The U.S. electric carmaker Tesla plans to build a 25,000-euro ($26,837) car at its factory near the German capital Berlin, a source with knowledge of the matter said on Monday, in a long-awaited development for the company, aiming for mass uptake of its cars.
The source, who declined to be named, did not say when production would begin.
Tesla declined to comment.
Chief executive Elon Musk visited the plant in Gruenheide on Friday after attending an artificial intelligence summit in England and thanked staff for their hard work, a video showed on social media platform X, formerly Twitter.
At the same meeting, he also informed staff of plans to build the 25,000-euro vehicle there, the source said.
The German plant currently produces the Model Y, Europe's bestselling EV.

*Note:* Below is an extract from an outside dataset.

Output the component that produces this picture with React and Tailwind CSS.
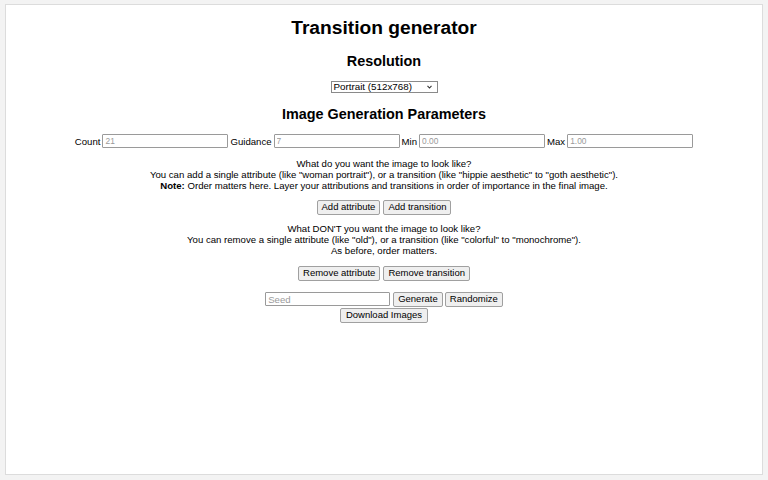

Musk had long planned to make a more affordable electric car but said in 2022 that he had not yet mastered the technology and shelved the plan.
Still, sources told Reuters in September the carmaker was closing in on an innovation that would allow it to die cast nearly all of the underbody of the EV in one piece, a breakthrough that would speed up production and lower costs.
Expanding into the mass-market is critical to meet Tesla's goal of increasing vehicle deliveries to 20 million by 2030, a tenfold increase from current capacity.
However, a weak economy and high interest rates have hit demand for electric vehicles, prompting Tesla and others to cut prices in recent months in an attempt to boost sales.
Tesla also informed workers on Friday that all staff would receive a 4% pay raise from November onward, with production workers receiving an additional 2,500 euros per year from February 2024.